Although not opposed to gambling, I am disappointed that Massachusetts will soon be joining the casino cavalcade. It is unfortunate we feel compelled to turn to gambling to increase revenue and generate jobs.

I am proud of the commonwealth’s opposition to the death penalty, restrictions on gun ownership, and its efforts to promote universal health care and gay rights. Such measures reflect a generous spirit and caring for others that many other states ignore.

I applaud the very things about Massachusetts that Texas Gov. Rick Perry rejects. His state is proud of its record number of executions, gun culture, and willingness to tolerate underachieving schools and a million residents without health insurance.

Texans profess “love thy neighbor” while Massachusetts more actively promotes it.

Several persons in the audience at a recent Republican candidates’ debate shouted “let him die” when the moderator posed the question of what to do when a young man, who had chosen not to buy health insurance, arrived at the emergency room critically ill and in a coma.

That he should suffer the consequences of his own irresponsibility, even if it meant his death, was the sentiment of many in the audience. For them health care is a privilege, not a right.

Casino gambling is a pleasant, albeit unprofitable, diversion for many. The operators are adept at creating a sense of excitement. The illusion of one day striking it rich has always proved an easy enticement. Cover it with some glitz and glamor in an appealing setting and they will come.

Some will be careful, others will not. Some will know when to stop, others will not. Some will have fun, others will leave depressed. They all know only a few will get lucky.
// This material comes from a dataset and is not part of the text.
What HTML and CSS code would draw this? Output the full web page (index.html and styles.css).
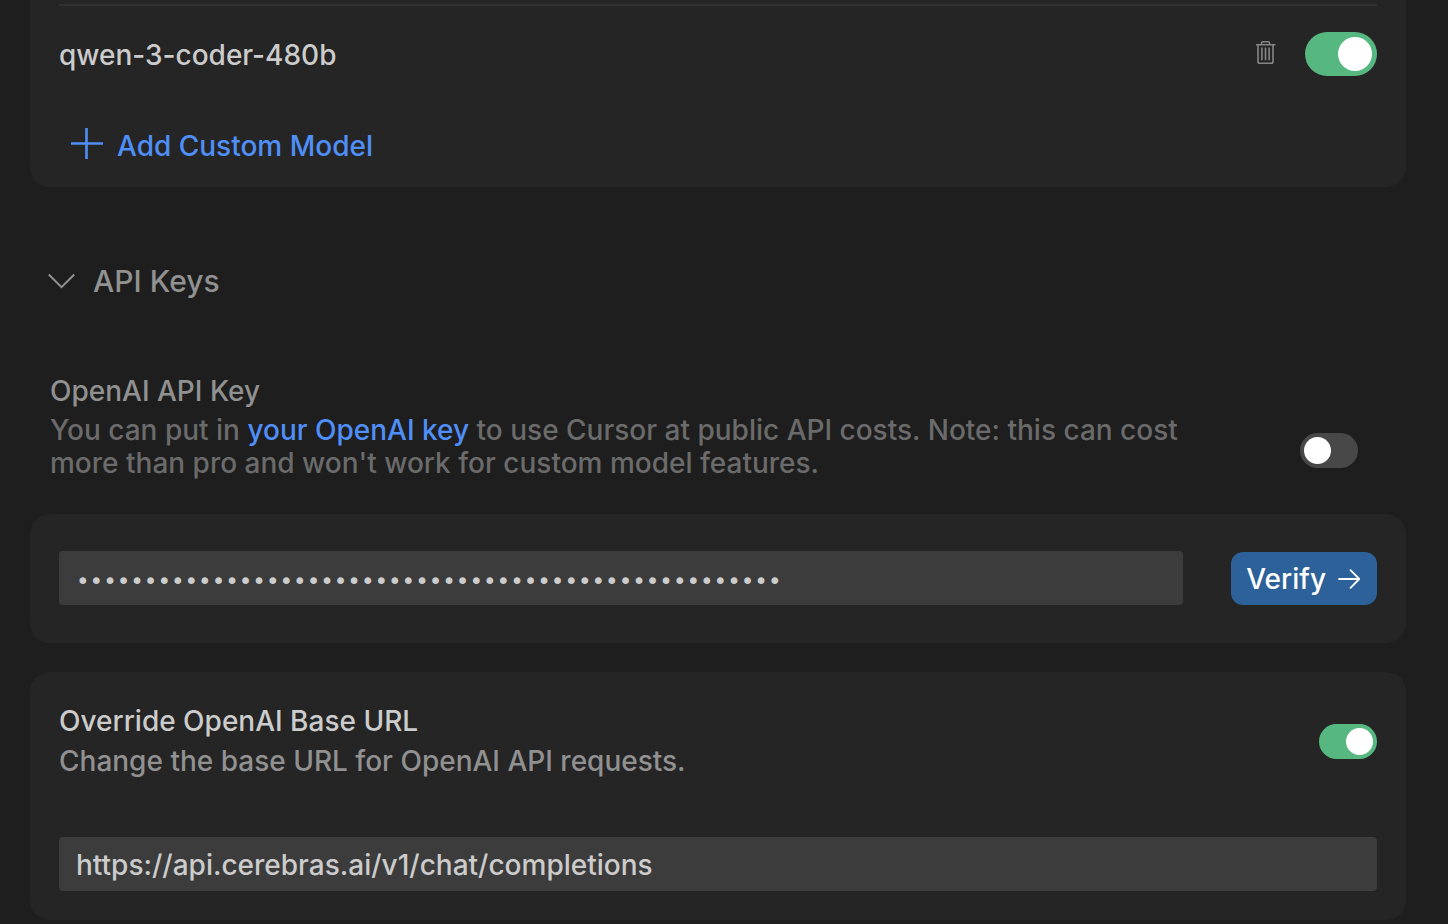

Connecticut and Rhode Island are getting revenue that should be ours, the argument goes. So we will build three resort casinos and one slot parlor. Connecticut and Rhode Island will then “double down” to hold their customers while the remaining New England States will find it necessary to compete.

Before you know it, New England has a dozen resort casinos. What once was a thriving business for the few becomes increasingly competitive and only marginally successful for the many. There is a point of diminishing returns.

The regulars, many of whom can least afford it, keep coming. They work the slots hour after hour, often losing more than they can afford. For many this is their only entertainment. They are the poor, the elderly, the lonely.

While they are entitled to have some fun and apparently enjoy a casino outing, I am troubled that the state depends on their losses to generate revenue. The high rollers presumably can afford it; the low rollers cannot.

Like alcohol, a little gambling is enjoyable and probably harmless but too much is a problem.
I would have preferred that we stay out of the gambling business. Even assuming some benefits, I question the decision to saturate the state with three casinos and one slot parlor. The wiser course, in my opinion, would have been to start with one.

In response to budget constraints and job losses generated by the recession, political leaders have chosen to spin the wheel in the hope of an easy fix. Without careful analysis, they are gambling on casinos to help solve our economic woes.

Paradoxically, casinos have become a last resort. As the industry tries to combine gaming and Disneyworld in an effort to attract customers, the state is taking a chance that the public’s appetite for packaged hoopla is insatiable.

Maybe so; they say the house always wins. But is that without regard to the number of houses? We’ll find out.

James W. Dolan is a retired Dorchester District Court judge who now practices law.